ArmchairGM Wiki

Article:What Does 500 HRs Mean These Days?

12,202pages on
this wiki
Add New Page
Add New Page Talk0

Babe Ruth founded the 500 homerun club in August of 1929. It was a club of one until 1940 when Jimmie “Why Haven’t the Red Sox or A’s Retired My Number” Foxx hit his 500th. Mel Ott was next to join in 1945. The 60s saw a veritable explosion in membership. Ted Williams joined in the summer of 1960, then Willie Mays in 1965. In 1967, both Mickey Mantle and Eddie Matthews got their membership cards. Hank Aaron hit his 500th in 1968. In a 9 year span, the 3 member club had nearly tripled to 8.

Despite the relative boom in the 1960s, the 500 homerun club was still a collection of the finest hitters ever. The 1970s saw Harmon Killebrew, Frank Robinson, Ernie Banks and Willie McCovey join. Things slowed down in the 80s as Reggie Jackson and Mike Schmidt were the only inductees of the decade.
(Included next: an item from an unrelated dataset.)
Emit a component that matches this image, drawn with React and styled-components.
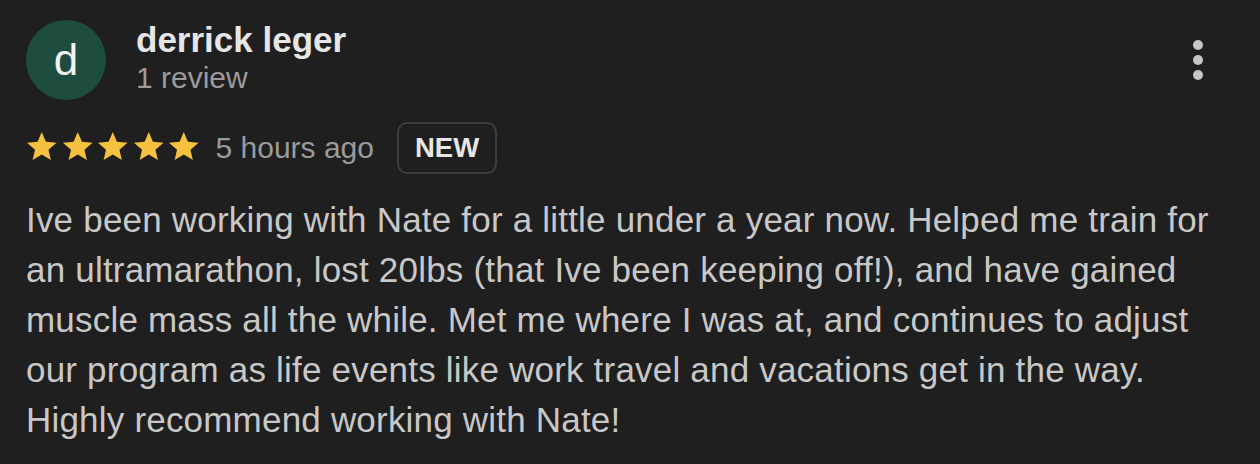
import React from "react";
import styled, { createGlobalStyle } from "styled-components";

const Global = createGlobalStyle`
  html, body { margin: 0; padding: 0; background: #1f1f1f; }
  body { font-family: "Liberation Sans", Arial, Helvetica, sans-serif; -webkit-font-smoothing: antialiased; }
`;

const Card = styled.div`
  box-sizing: border-box;
  width: 1260px;
  height: 464px;
  padding: 20px 44px 0 26px;
  background: #1f1f1f;
  display: flex;
  flex-direction: column;
`;

const Header = styled.div`
  display: flex;
  align-items: center;
  height: 80px;
`;

const Avatar = styled.div`
  width: 80px;
  height: 80px;
  border-radius: 50%;
  background: #1e4d40;
  color: #f2f2f2;
  font-size: 44px;
  line-height: 80px;
  text-align: center;
  flex: none;
  padding-bottom: 4px;
  box-sizing: border-box;
`;

const Who = styled.div`
  display: flex;
  flex-direction: column;
  margin-left: 30px;
  align-self: flex-start;
  flex: 1;
`;

const Name = styled.div`
  font-size: 35px;
  line-height: 40px;
  font-weight: 700;
  color: #e6e6e6;
`;

const Sub = styled.div`
  font-size: 30px;
  line-height: 36px;
  color: #9b9b9b;
`;

const MoreButton = styled.button`
  width: 36px;
  height: 52px;
  border: none;
  background: transparent;
  padding: 0;
  display: flex;
  flex-direction: column;
  align-items: center;
  justify-content: center;
  gap: 5px;
`;

const Dot = styled.span`
  width: 10px;
  height: 10px;
  border-radius: 50%;
  background: #c6c6c6;
`;

const MetaRow = styled.div`
  display: flex;
  align-items: center;
  margin-top: 22px;
  height: 52px;
`;

const Stars = styled.div`
  display: flex;
  margin-left: -2px;
  margin-top: -3px;
`;

const StarSvg = styled.svg`
  width: 35.5px;
  height: 35.5px;
  display: block;
`;

const Time = styled.span`
  font-size: 30px;
  line-height: 36px;
  color: #9b9b9b;
  margin-left: 14px;
`;

const Badge = styled.span`
  box-sizing: border-box;
  height: 52px;
  padding: 0 16px;
  margin-left: 23px;
  border: 2px solid #3d3d3d;
  border-radius: 10px;
  display: flex;
  align-items: center;
  font-size: 27.5px;
  font-weight: 700;
  color: #e6e6e6;
`;

const Body = styled.p`
  margin: 21px 0 0 0;
  font-size: 35px;
  line-height: 50px;
  letter-spacing: 0.2px;
  color: #c8c8c8;
`;

const Star = () => (
  <StarSvg viewBox="0 0 24 24">
    <path
      fill="#f5c13e"
      d="M12 17.27L18.18 21l-1.64-7.03L22 9.24l-7.19-.61L12 2 9.19 8.63 2 9.24l5.46 4.73L5.82 21z"
    />
  </StarSvg>
);

export default function App() {
  return (
    <>
      <Global />
      <Card>
        <Header>
          <Avatar>d</Avatar>
          <Who>
            <Name>derrick leger</Name>
            <Sub>1 review</Sub>
          </Who>
          <MoreButton aria-label="More">
            <Dot />
            <Dot />
            <Dot />
          </MoreButton>
        </Header>
        <MetaRow>
          <Stars>
            {[0, 1, 2, 3, 4].map((i) => (
              <Star key={i} />
            ))}
          </Stars>
          <Time>5 hours ago</Time>
          <Badge>NEW</Badge>
        </MetaRow>
        <Body>
          Ive been working with Nate for a little under a year now. Helped me train for an
          ultramarathon, lost 20lbs (that Ive been keeping off!), and have gained muscle mass all
          the while. Met me where I was at, and continues to adjust our program as life events
          like work travel and vacations get in the way. Highly recommend working with Nate!
        </Body>
      </Card>
    </>
  );
}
Eddie Murray was the 15th to join in 1996.


Then all hell broke loose.

In 1999, Mark McGwire reached the once magical number. Then Barry Bonds in 2001. By 2002, Bonds became the 4th member in the even more prestigious 600 HR Club. 2003 was the darkest year for 500, as Sammy Sosa and Rafael Palmeiro joined. Ken Griffey Jr. claimed his place in 2004. Last year, three players joined: Alex Rodriguez, Jim Thome, and Frank Thomas. And now, Manny Ramirez is the 24th to hit 500. In the last 10 years, 9 new players have reached this once hallowed plateau. And Gary Sheffield is only 17 away from being the 25th member.
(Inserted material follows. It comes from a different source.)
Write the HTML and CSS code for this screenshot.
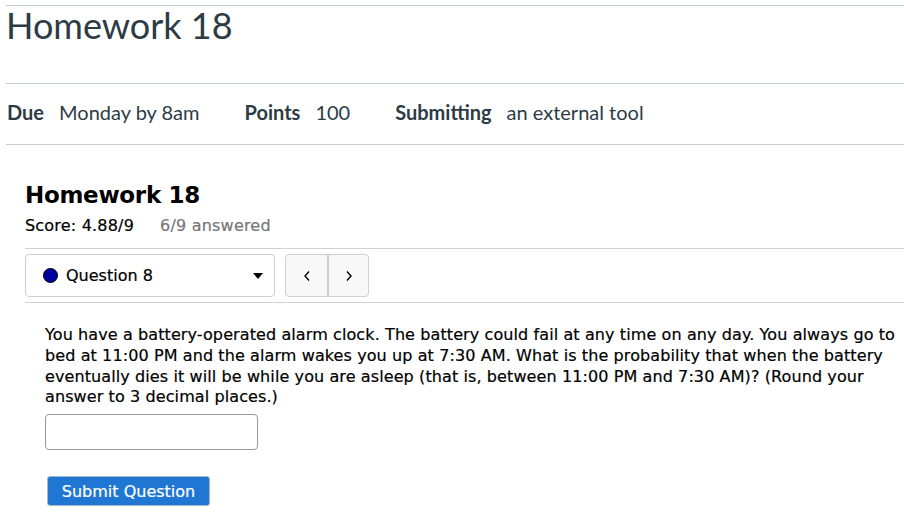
FILE: index.html
```html
<!DOCTYPE html>
<html lang="en">
<head>
<meta charset="utf-8">
<title>Homework 18</title>
<link rel="stylesheet" href="styles.css">
</head>
<body>
<div class="assignment">
  <h1 class="assignment-title">Homework 18</h1>
  <ul class="details">
    <li class="detail"><span class="label">Due</span><span class="value">Monday by 8am</span></li>
    <li class="detail"><span class="label">Points</span><span class="value">100</span></li>
    <li class="detail"><span class="label">Submitting</span><span class="value">an external tool</span></li>
  </ul>
</div>
<div class="tool">
  <h2 class="hw-title">Homework 18</h2>
  <div class="score-line"><span class="score">Score: 4.88/9</span><span class="answered">6/9 answered</span></div>
  <div class="nav-row">
    <div class="qselect">
      <span class="dot"></span>
      <span class="qname">Question 8</span>
      <svg class="caret" width="10" height="6" viewBox="0 0 10 6"><polygon points="0,0 10,0 5,6" fill="#000"/></svg>
    </div>
    <div class="pager">
      <button class="pbtn"><svg width="8" height="12" viewBox="0 0 8 12"><polyline points="6,1.5 2,6 6,10.5" fill="none" stroke="#000" stroke-width="1.4"/></svg></button>
      <button class="pbtn"><svg width="8" height="12" viewBox="0 0 8 12"><polyline points="2,1.5 6,6 2,10.5" fill="none" stroke="#000" stroke-width="1.4"/></svg></button>
    </div>
  </div>
  <div class="question">
    <p class="qtext">You have a battery-operated alarm clock. The battery could fail at any time on any day. You always go to bed at 11:00 PM and the alarm wakes you up at 7:30 AM. What is the probability that when the battery eventually dies it will be while you are asleep (that is, between 11:00 PM and 7:30 AM)? (Round your answer to 3 decimal places.)</p>
    <input class="answer" type="text" aria-label="answer">
    <div class="submit-wrap"><button class="submit">Submit Question</button></div>
  </div>
</div>
</body>
</html>
```
FILE: styles.css
```css
* { box-sizing: border-box; }
body { margin: 0; background: #fff; }

.assignment {
  margin: 5px 0 0 6px;
  border-top: 1px solid #c7cdd1;
  font-family: Lato, "Liberation Sans", sans-serif;
  color: #2d3b45;
}
.assignment-title {
  margin: 0;
  padding-top: 1px;
  font-size: 36px;
  font-weight: 400;
  line-height: 36px;
  height: 77px;
}
.details {
  list-style: none;
  margin: 0;
  padding: 16px 0 20px 1px;
  border-top: 1px solid #c7cdd1;
  border-bottom: 1px solid #c7cdd1;
  display: flex;
  gap: 45px;
  font-size: 20px;
  line-height: 24px;
}
.detail { display: flex; gap: 15px; }
.label { font-weight: 700; }

.tool {
  padding: 36px 0 0 25px;
  font-family: "DejaVu Sans", Verdana, sans-serif;
  color: #000;
}
.hw-title {
  margin: 0;
  font-size: 23px;
  line-height: 28px;
  letter-spacing: -0.3px;
  font-weight: 700;
}
.score-line {
  margin-top: 7px;
  font-size: 16px;
  line-height: 20px;
  display: flex;
  gap: 26px;
  -webkit-text-stroke: 0.2px currentColor;
}
.score { letter-spacing: 0.2px; }
.answered { color: #767676; letter-spacing: 0.2px; }

.nav-row {
  margin-top: 12px;
  border-top: 1px solid #d0d0d0;
  border-bottom: 1px solid #d0d0d0;
  padding: 5px 0;
  display: flex;
  gap: 10px;
}
.qselect {
  width: 250px;
  height: 43px;
  border: 1px solid #cfcfcf;
  border-radius: 4px;
  display: flex;
  align-items: center;
  padding: 0 11px 0 17px;
  font-size: 16px;
  -webkit-text-stroke: 0.2px currentColor;
}
.dot {
  width: 15px;
  height: 15px;
  border-radius: 50%;
  background: #0000a0;
  border: 1px solid #000;
  margin-right: 8px;
  flex: none;
}
.qname { flex: 1; }
.caret { flex: none; }
.pager {
  display: flex;
  border: 1px solid #d0d0d0;
  border-radius: 4px;
  background: #f8f8f8;
  height: 43px;
  overflow: hidden;
}
.pbtn {
  width: 41px;
  border: 0;
  background: transparent;
  padding: 0;
  display: flex;
  align-items: center;
  justify-content: center;
}
.pbtn + .pbtn { border-left: 2px solid #d0d0d0; }

.question { padding: 22px 0 0 20px; }
.qtext {
  margin: 0;
  font-size: 16px;
  line-height: 20.8px;
  letter-spacing: 0.1px;
  -webkit-text-stroke: 0.2px currentColor;
}
.answer {
  display: block;
  margin-top: 6px;
  width: 213px;
  height: 36px;
  border: 1px solid #999;
  border-radius: 4px;
  background: #fff;
}
.submit-wrap { padding: 26px 0 0 2px; }
.submit {
  width: 163px;
  height: 30px;
  background: #1f76d3;
  color: #fff;
  border: 1px solid #a9b8c8;
  border-radius: 3px;
  font-family: "DejaVu Sans", Verdana, sans-serif;
  font-size: 16px;
  padding: 0;
  -webkit-text-stroke: 0.2px currentColor;
}
```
“500 homeruns doesn’t mean what it used to mean.” That’s a common phrase when discussing the current state of the club. With performance enhancing drugs, expansion, middle relievers, hitter friendly ballparks, and strength training; hitting homeruns simply isn’t as amazing as it once was. But to be brutally honest, 500 homeruns never meant anything anyway.

What made the 500 homerun club special in the past wasn’t the homeruns. It was the players who were in it. Ruth, Aaron, Mays, Williams, Foxx, Robinson, Mantle, Banks, et cetera. These guys weren’t special because they hit 500 homeruns. They made 500 homeruns special because they were the ones who had hit them.
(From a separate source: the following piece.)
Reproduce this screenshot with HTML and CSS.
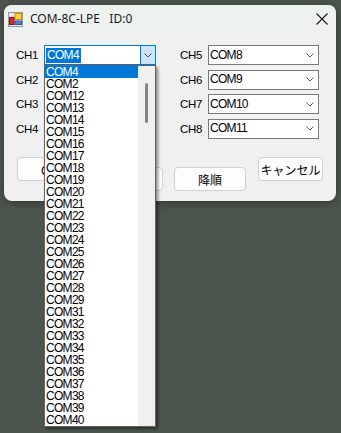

And how many great players aren’t in the 500 homerun club? Lou Gehrig wound up with 493, but he’s one of the best sluggers in the game’s history. Ty Cobb, Honus Wagner, Rogers Hornsby, and Joe Jackson are nowhere near 500 (combined they have the same amount of HRs as Killebrew with 573). But they’re some of the best hitters ever. Stan Musial, Carl Yastrzemski, Billy Williams, and Duke Snider all fell short of 500, but were all clear Hall of Famers, which is more than can be said for Palmeiro or Thome.

500 has always been just a number. When the best and only the best populated the 500 homerun club, the number seemed to be important. But now it’s back to being just another number.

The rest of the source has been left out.